By the end of the season, LT would go on to set the all-time record for touchdowns in a season with 31 (28 rushing, 2 receiving). His 2,323 yards from scrimmage would also set their own record. On January 5th, 2007, Tomlinson was named the NFL MVP after he received 44 of the 50 votes.
Number 21 was named to the NFL’s 2000s All-Decade Team after he led the NFL in rushing through the 2000’s with 12,490.
Tomlinson would finish his career with the New York Jets before signing back with the Chargers on June 18th of 2012 so he could officially retire a Charger. At the time, LT ranked fifth in NFL history with 13,684 career rushing yards and second in career touchdowns with 162. His number was retired in 2015.
#55 - Junior Seau
Seau attended USC where he was a unanimous first-team All-American selection in 1989 after posting 19 sacks as a junior. After three years in college, Seau declared for the NFL Draft where he was chosen in the first round with the fifth-overall pick in 1990.
The “Tasmanian Devil”, as he was affectionately called, was a fan-favorite from his very first season as a Charger.
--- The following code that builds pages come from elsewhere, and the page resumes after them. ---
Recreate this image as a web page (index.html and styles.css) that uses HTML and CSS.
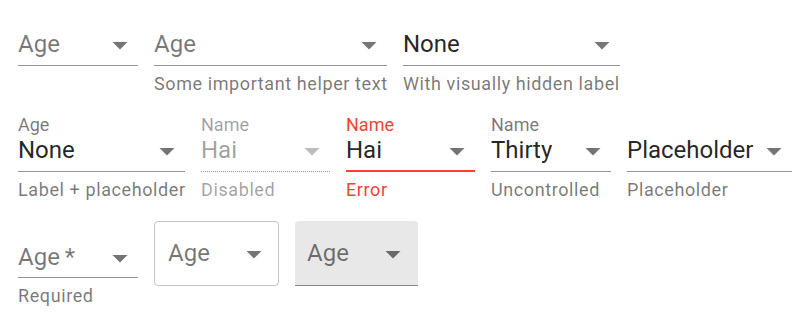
FILE: index.html
```html
<!DOCTYPE html>
<html lang="en">
<head>
<meta charset="utf-8">
<title>Simple selects</title>
<link rel="stylesheet" href="styles.css">
</head>
<body>
<form class="demo" autocomplete="off">
  <div class="row">
    <div class="fc w120">
      <label class="label">Age</label>
      <div class="input">
        <div class="select"></div>
        <svg class="arrow" viewBox="0 0 24 24"><path d="M7 10l5 5 5-5z"/></svg>
      </div>
    </div>
    <div class="fc w233">
      <label class="label">Age</label>
      <div class="input">
        <div class="select"></div>
        <svg class="arrow" viewBox="0 0 24 24"><path d="M7 10l5 5 5-5z"/></svg>
      </div>
      <p class="helper">Some important helper text</p>
    </div>
    <div class="fc w217">
      <div class="input">
        <div class="select">None</div>
        <svg class="arrow" viewBox="0 0 24 24"><path d="M7 10l5 5 5-5z"/></svg>
      </div>
      <p class="helper">With visually hidden label</p>
    </div>
  </div>

  <div class="row">
    <div class="fc w167">
      <label class="label shrink">Age</label>
      <div class="input">
        <div class="select">None</div>
        <svg class="arrow" viewBox="0 0 24 24"><path d="M7 10l5 5 5-5z"/></svg>
      </div>
      <p class="helper">Label + placeholder</p>
    </div>
    <div class="fc w129 disabled">
      <label class="label shrink">Name</label>
      <div class="input">
        <div class="select">Hai</div>
        <svg class="arrow" viewBox="0 0 24 24"><path d="M7 10l5 5 5-5z"/></svg>
      </div>
      <p class="helper">Disabled</p>
    </div>
    <div class="fc w129 error">
      <label class="label shrink">Name</label>
      <div class="input">
        <div class="select">Hai</div>
        <svg class="arrow" viewBox="0 0 24 24"><path d="M7 10l5 5 5-5z"/></svg>
      </div>
      <p class="helper">Error</p>
    </div>
    <div class="fc w120">
      <label class="label shrink">Name</label>
      <div class="input">
        <div class="select">Thirty</div>
        <svg class="arrow" viewBox="0 0 24 24"><path d="M7 10l5 5 5-5z"/></svg>
      </div>
      <p class="helper">Uncontrolled</p>
    </div>
    <div class="fc w165">
      <div class="input">
        <div class="select">Placeholder</div>
        <svg class="arrow" viewBox="0 0 24 24"><path d="M7 10l5 5 5-5z"/></svg>
      </div>
      <p class="helper">Placeholder</p>
    </div>
  </div>

  <div class="row">
    <div class="fc w120">
      <label class="label">Age<span class="asterisk">&thinsp;*</span></label>
      <div class="input">
        <div class="select"></div>
        <svg class="arrow" viewBox="0 0 24 24"><path d="M7 10l5 5 5-5z"/></svg>
      </div>
      <p class="helper">Required</p>
    </div>
    <div class="fc w125 outlined">
      <label class="label">Age</label>
      <div class="input">
        <div class="select"></div>
        <svg class="arrow" viewBox="0 0 24 24"><path d="M7 10l5 5 5-5z"/></svg>
      </div>
    </div>
    <div class="fc w123 filled">
      <label class="label">Age</label>
      <div class="input">
        <div class="select"></div>
        <svg class="arrow" viewBox="0 0 24 24"><path d="M7 10l5 5 5-5z"/></svg>
      </div>
    </div>
  </div>
</form>
</body>
</html>
```

FILE: styles.css
```css
html {
  font-size: 24px;
}

body {
  margin: 0;
  background: #fff;
  color: rgba(0, 0, 0, 0.87);
  font-family: Roboto, "Helvetica Neue", Arial, sans-serif;
}

.demo {
  padding: 0 0 0 10px;
}

.row {
  display: flex;
  align-items: flex-start;
}

.fc {
  position: relative;
  flex: none;
  display: flex;
  flex-direction: column;
  margin: 8px;
  min-width: 120px;
  box-sizing: border-box;
}

.w120 { width: 120px; }
.w123 { width: 123px; }
.w125 { width: 125px; }
.w129 { width: 129px; }
.w165 { width: 165px; }
.w167 { width: 167px; }
.w217 { width: 217px; }
.w233 { width: 233px; }

.label {
  position: absolute;
  left: 0;
  top: 0;
  z-index: 1;
  font-size: 1rem;
  line-height: 1;
  color: rgba(0, 0, 0, 0.54);
  white-space: nowrap;
  transform: translate(0, 24px);
  transform-origin: top left;
}

.label.shrink {
  font-size: 0.75rem;
  transform: translate(0, 1.5px);
}

.input {
  position: relative;
  margin-top: 16px;
  font-size: 1rem;
  line-height: 1.1876em;
  color: rgba(0, 0, 0, 0.87);
}

.input::before {
  content: "";
  position: absolute;
  left: 0;
  right: 0;
  bottom: 0;
  border-bottom: 1px solid rgba(0, 0, 0, 0.42);
}

.select {
  height: 1.1876em;
  padding: 6px 24px 7px 0;
  white-space: nowrap;
  overflow: hidden;
  text-overflow: ellipsis;
}

.arrow {
  position: absolute;
  right: 0;
  top: 50%;
  width: 1.5rem;
  height: 1.5rem;
  margin-top: -0.75rem;
  fill: rgba(0, 0, 0, 0.54);
}

.helper {
  margin: 3px 0 0;
  font-size: 0.75rem;
  line-height: 1.66;
  letter-spacing: 0.03333em;
  color: rgba(0, 0, 0, 0.54);
  white-space: nowrap;
}

/* disabled */
.disabled .label,
.disabled .select,
.disabled .helper {
  color: rgba(0, 0, 0, 0.38);
}

.disabled .input::before {
  border-bottom-style: dotted;
}

.disabled .arrow {
  fill: rgba(0, 0, 0, 0.26);
}

/* error */
.error .label,
.error .helper {
  color: #f44336;
}

.error .input::after {
  content: "";
  position: absolute;
  left: 0;
  right: 0;
  bottom: 0;
  border-bottom: 2px solid #f44336;
}

/* outlined */
.outlined .label {
  transform: translate(14px, 20px);
}

.outlined .input {
  margin-top: 0;
  border-radius: 4px;
}

.outlined .input::before {
  top: 0;
  border: 1px solid rgba(0, 0, 0, 0.23);
  border-radius: 4px;
}

.outlined .select {
  padding: 18.5px 32px 18.5px 14px;
}

.outlined .arrow,
.filled .arrow {
  right: 7px;
}

/* filled */
.filled .label {
  transform: translate(12px, 20px);
}

.filled .input {
  margin-top: 0;
  background: rgba(0, 0, 0, 0.09);
  border-radius: 4px 4px 0 0;
}

.filled .select {
  padding: 27px 32px 10px 12px;
}
```
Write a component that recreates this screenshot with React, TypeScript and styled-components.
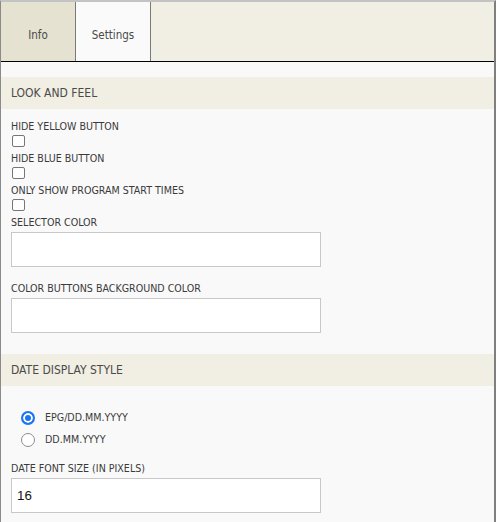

Seau played 15 of 16 games as a rookie and was named an alternate for the 1991 Pro Bowl. In his sophomore campaign, Seau had 129 tackles and seven sacks which earned him the first of his 12 consecutive Pro Bowl appearances.
In 1994, he would record a career-high 155 tackles and be named the NFL’s Defensive Player of the Year while also leading his team to an appearance in Super Bowl XXIX. In that year’s AFC Championship Game, Seau recorded 16 tackles in a 17-13 victory over the Pittsburgh Steelers in what some still call one of number 55’s best games of his career.
In 2002, Seau’s final year with the Chargers, he collected a career-low 83 tackles and missed his final Pro Bowl due to an ankle injury.
On January 13th, 2010, Seau announced his retirement on national television. On September 16th, 2012, the Chargers retired his number 55 during the regular season opener against the Tennessee Titans.